Meta İçin Stratejik Bir Dönüm Noktası mı?

Meta’nın bu davada geri adım atması, şirketin genel iş modeli üzerinde büyük bir etki yaratabilir. Reklam gelirlerine bağımlı olan Meta, Avrupa Birliği’nde de benzer düzenleyici baskılarla karşı karşıya. 2023 yılında AB’de ücretli reklamsız abonelik modelini tanıtan şirket, bu yeni modelin yasallığı konusunda Avrupa Komisyonu tarafından inceleniyor.

2024 yılında AB’nin, Meta’nın ücretli abonelik modeline yönelik yeni yaptırımlar getirme hazırlığında olduğu biliniyor.
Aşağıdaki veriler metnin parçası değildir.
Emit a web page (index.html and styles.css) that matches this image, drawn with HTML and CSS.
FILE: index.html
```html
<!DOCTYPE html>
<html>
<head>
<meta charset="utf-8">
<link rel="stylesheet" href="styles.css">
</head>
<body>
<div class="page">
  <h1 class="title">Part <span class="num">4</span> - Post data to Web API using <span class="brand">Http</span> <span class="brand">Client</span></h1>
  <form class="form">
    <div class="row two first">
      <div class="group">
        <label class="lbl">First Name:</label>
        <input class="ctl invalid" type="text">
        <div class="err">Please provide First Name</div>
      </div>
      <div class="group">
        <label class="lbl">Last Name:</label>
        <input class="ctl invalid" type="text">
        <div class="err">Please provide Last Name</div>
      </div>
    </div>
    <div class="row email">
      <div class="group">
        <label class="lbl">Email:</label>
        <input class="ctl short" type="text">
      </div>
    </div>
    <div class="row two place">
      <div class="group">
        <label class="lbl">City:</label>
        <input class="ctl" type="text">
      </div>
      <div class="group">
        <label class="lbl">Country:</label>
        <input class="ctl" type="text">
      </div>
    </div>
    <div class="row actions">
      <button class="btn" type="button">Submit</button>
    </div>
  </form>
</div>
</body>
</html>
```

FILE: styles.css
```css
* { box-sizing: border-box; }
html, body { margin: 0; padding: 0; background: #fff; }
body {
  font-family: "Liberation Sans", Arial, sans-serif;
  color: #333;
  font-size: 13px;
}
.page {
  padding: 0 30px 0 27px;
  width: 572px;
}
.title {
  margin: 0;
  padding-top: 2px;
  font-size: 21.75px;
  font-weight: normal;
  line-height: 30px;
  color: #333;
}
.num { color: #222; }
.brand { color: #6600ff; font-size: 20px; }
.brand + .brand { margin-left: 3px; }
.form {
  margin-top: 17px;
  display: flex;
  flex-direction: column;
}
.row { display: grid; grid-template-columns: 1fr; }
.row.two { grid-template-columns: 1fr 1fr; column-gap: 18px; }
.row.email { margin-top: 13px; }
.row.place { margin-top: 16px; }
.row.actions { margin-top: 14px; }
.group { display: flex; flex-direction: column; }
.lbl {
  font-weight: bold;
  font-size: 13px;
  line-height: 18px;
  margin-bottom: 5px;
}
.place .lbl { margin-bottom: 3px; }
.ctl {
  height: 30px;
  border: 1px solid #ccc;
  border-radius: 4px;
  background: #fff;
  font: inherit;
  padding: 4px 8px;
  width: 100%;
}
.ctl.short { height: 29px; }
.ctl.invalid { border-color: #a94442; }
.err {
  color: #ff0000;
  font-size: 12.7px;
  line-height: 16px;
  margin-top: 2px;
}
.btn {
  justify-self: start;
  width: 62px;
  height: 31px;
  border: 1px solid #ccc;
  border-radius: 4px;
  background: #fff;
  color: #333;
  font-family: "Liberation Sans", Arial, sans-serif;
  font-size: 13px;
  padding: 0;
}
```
Araştırmalar, mobil uygulama pazarında abonelik tabanlı modellerin hızla yükseldiğini gösterse de Meta gibi dev şirketlerin reklamdan bağımsız bir modele tamamen geçmesi henüz gerçekçi görünmüyor. Şirketin gelirlerinin %98’inin reklamlardan geldiği düşünüldüğünde, bu modelde köklü bir değişikliğe gitmenin büyük mali sonuçlar doğurabileceği açık.
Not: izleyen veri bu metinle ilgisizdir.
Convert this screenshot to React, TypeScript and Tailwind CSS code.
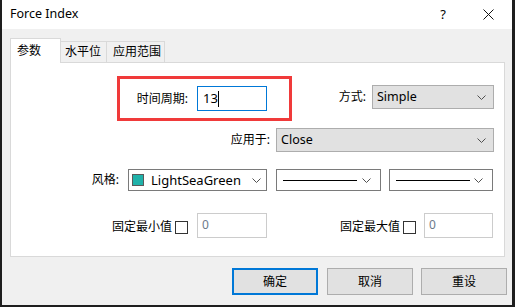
const font = "font-['Noto_Sans','Noto_Sans_CJK_SC',sans-serif]";

function Chevron({ className = "" }: { className?: string }) {
  return (
    <svg width="9" height="5" viewBox="0 0 9 5" className={className}>
      <path d="M0.5 0.5 L4.5 4.5 L8.5 0.5" fill="none" stroke="#505050" strokeWidth="1" />
    </svg>
  );
}

function GraySelect({ value, width }: { value: string; width: string }) {
  return (
    <div className={`${width} h-[24px] flex items-center justify-between bg-[#e1e1e1] border border-[#adadad] pl-[4px] pr-[7px]`}>
      <span className="text-[12.5px] leading-none text-black">{value}</span>
      <Chevron />
    </div>
  );
}

function LineSelect({ width }: { width: string }) {
  return (
    <div className={`${width} h-[22px] flex items-center bg-white border border-[#7a7a7a] pl-[6px] pr-[9px]`}>
      <div className="w-[74px] h-px bg-black" />
      <div className="flex-1" />
      <Chevron />
    </div>
  );
}

function Checkbox() {
  return <div className="w-[13px] h-[13px] border border-[#333333] bg-white" />;
}

function DisabledInput({ width }: { width: string }) {
  return (
    <div className={`${width} h-[25px] bg-white border border-[#cccccc] pl-[4px] pt-[4px] text-[12px] leading-[14px] text-[#6d7a8a]`}>
      0
    </div>
  );
}

export default function App() {
  return (
    <div className={`w-[515px] h-[307px] bg-[#1e1e1e] flex ${font}`}>
      <div className="ml-[2px] w-[510px] h-[305px] bg-[#f0f0f0] flex flex-col">
        {/* title bar */}
        <div className="h-[29px] bg-white flex items-center">
          <span className="ml-[8px] text-[12.5px] leading-none text-black">Force Index</span>
          <div className="flex-1" />
          <span className="text-[13px] leading-none text-black mr-[37px]">?</span>
          <svg width="11" height="11" viewBox="0 0 11 11" className="mr-[18px]">
            <path d="M0.5 0.5 L10.5 10.5 M10.5 0.5 L0.5 10.5" stroke="#111" strokeWidth="1" />
          </svg>
        </div>

        {/* tabs */}
        <div className="mt-[9px] ml-[8px] flex items-end -mb-px relative z-10">
          <div className="w-[51px] h-[25px] bg-white border-l border-t border-r border-[#d9d9d9] pl-[6px] pt-[5px] text-[12px] leading-[14px] text-black">
            参数
          </div>
          <div className="w-[46px] h-[21px] mb-px bg-[#f0f0f0] border-t border-r border-[#d9d9d9] pl-[4px] pt-[3px] text-[12px] leading-[14px] text-black">
            水平位
          </div>
          <div className="w-[58px] h-[21px] mb-px bg-[#f0f0f0] border-t border-r border-[#d9d9d9] pl-[6px] pt-[3px] text-[12px] leading-[14px] text-black">
            应用范围
          </div>
        </div>

        {/* panel */}
        <div className="ml-[8px] w-[495px] h-[195px] bg-white border border-[#d9d9d9] flex flex-col text-[12px] text-black">
          {/* row 1 */}
          <div className="mt-[13px] flex items-start">
            <div className="ml-[106px] w-[175px] h-[45px] border-[3px] border-[#f03a3a] flex items-center">
              <span className="w-[68px] text-right leading-none">时间周期:</span>
              <div className="ml-[9px] w-[70px] h-[25px] border border-[#0078d7] flex items-center pl-[5px]">
                <span className="leading-none text-[13px]">13</span>
                <div className="w-px h-[16px] bg-black" />
              </div>
            </div>
            <span className="mt-[9px] w-[74px] h-[24px] flex items-center justify-end leading-none">方式:</span>
            <div className="mt-[9px] ml-[6px]">
              <GraySelect value="Simple" width="w-[122px]" />
            </div>
          </div>

          {/* row 2 */}
          <div className="mt-[7px] flex items-center">
            <span className="w-[259px] text-right leading-none">应用于:</span>
            <div className="ml-[6px]">
              <GraySelect value="Close" width="w-[218px]" />
            </div>
          </div>

          {/* row 3 */}
          <div className="mt-[17px] flex items-center">
            <span className="w-[108px] text-right leading-none">风格:</span>
            <div className="ml-[9px] w-[139px] h-[22px] flex items-center bg-white border border-[#7a7a7a] pl-[3px] pr-[5px]">
              <div className="w-[12px] h-[12px] bg-[#20b2aa] border border-[#5a5a5a]" />
              <span className="ml-[7px] text-[13px] leading-none">LightSeaGreen</span>
              <div className="flex-1" />
              <Chevron />
            </div>
            <div className="ml-[9px]">
              <LineSelect width="w-[105px]" />
            </div>
            <div className="ml-[8px]">
              <LineSelect width="w-[104px]" />
            </div>
          </div>

          {/* row 4 */}
          <div className="mt-[22px] flex items-center">
            <span className="w-[161px] text-right leading-none mt-[3px]">固定最小值</span>
            <div className="ml-[3px] mt-[3px]">
              <Checkbox />
            </div>
            <div className="ml-[9px]">
              <DisabledInput width="w-[70px]" />
            </div>
            <span className="w-[133px] text-right leading-none mt-[3px]">固定最大值</span>
            <div className="ml-[3px] mt-[3px]">
              <Checkbox />
            </div>
            <div className="ml-[8px]">
              <DisabledInput width="w-[69px]" />
            </div>
          </div>
        </div>

        {/* buttons */}
        <div className="mt-[11px] ml-[230px] flex gap-[9px] text-[12px] text-black">
          <button className="w-[86px] h-[27px] bg-[#e1e1e1] border-2 border-[#0078d7] leading-none">确定</button>
          <button className="w-[86px] h-[27px] bg-[#e1e1e1] border border-[#adadad] leading-none">取消</button>
          <button className="w-[86px] h-[27px] bg-[#e1e1e1] border border-[#adadad] leading-none -ml-px">重设</button>
        </div>
      </div>
    </div>
  );
}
Meta’nın İngiltere’de O’Carroll ile vardığı anlaşma, geniş kapsamlı bir politika değişikliği anlamına gelmiyor. Şirket, yalnızca bireysel bir dava kapsamında O’Carroll’ın verilerini hedefli reklamlar için kullanmayı bırakmayı kabul etti. Ancak bu, diğer kullanıcıların da benzer taleplerle Meta’ya karşı harekete geçmesine kapı aralayabilir. Özellikle İngiltere Bilgi Komiserliği Ofisi’nin bu davaya müdahale ederek O’Carroll’ın haklarını desteklemesi, Meta’nın gelecekte benzer taleplerle daha sık karşılaşabileceğini gösteriyor.

Dijital Mahremiyet İçin Yeni Bir Dönem Başlıyor mu?

O’Carroll’ın davası, bireylerin büyük teknoloji şirketlerine karşı nasıl haklarını savunabileceklerinin somut bir örneği olarak öne çıkıyor. Genel Veri Koruma Tüzüğü gibi güçlü veri koruma yasalarının uygulanmasının genellikle uzun ve zahmetli bir süreç olduğu biliniyor. Ancak bu dava, bireysel düzeyde yapılan itirazların bile büyük şirketleri belirli adımları atmaya zorlayabileceğini gösterdi.

Gelecekte Meta ve diğer teknoloji şirketlerinin, Avrupa’da olduğu gibi İngiltere’de de “ödeme veya onay” modeline geçmesi bekleniyor. Bu modelde kullanıcılar, ya kişisel verilerinin işlenmesine izin verecek ya da reklamsız bir deneyim için ödeme yapmak zorunda kalacak. O’Carroll, kendi davasında Meta’ya ödeme yapmak zorunda kalmayacağını doğrulasa da bu durum diğer kullanıcılar için geçerli olmayabilir.

Sonuç olarak, Meta’nın O’Carroll ile vardığı anlaşma, dijital mahremiyet açısından önemli bir zafer olsa da, büyük teknoloji şirketlerinin veri toplama politikalarını tamamen değiştirmeleri için yeterli olmayabilir. Ancak bu davanın bir emsal oluşturması ve diğer kullanıcıların benzer adımlar atmasını teşvik etmesi, uzun vadede büyük değişimlere yol açabilir.

Teknoloji devleri ve düzenleyici kurumlar arasındaki bu güç mücadelesinin nasıl şekilleneceğini önümüzdeki yıllarda göreceğiz. Ancak bir gerçek var ki, kullanıcıların dijital haklarını koruma konusundaki farkındalığı her geçen gün artıyor.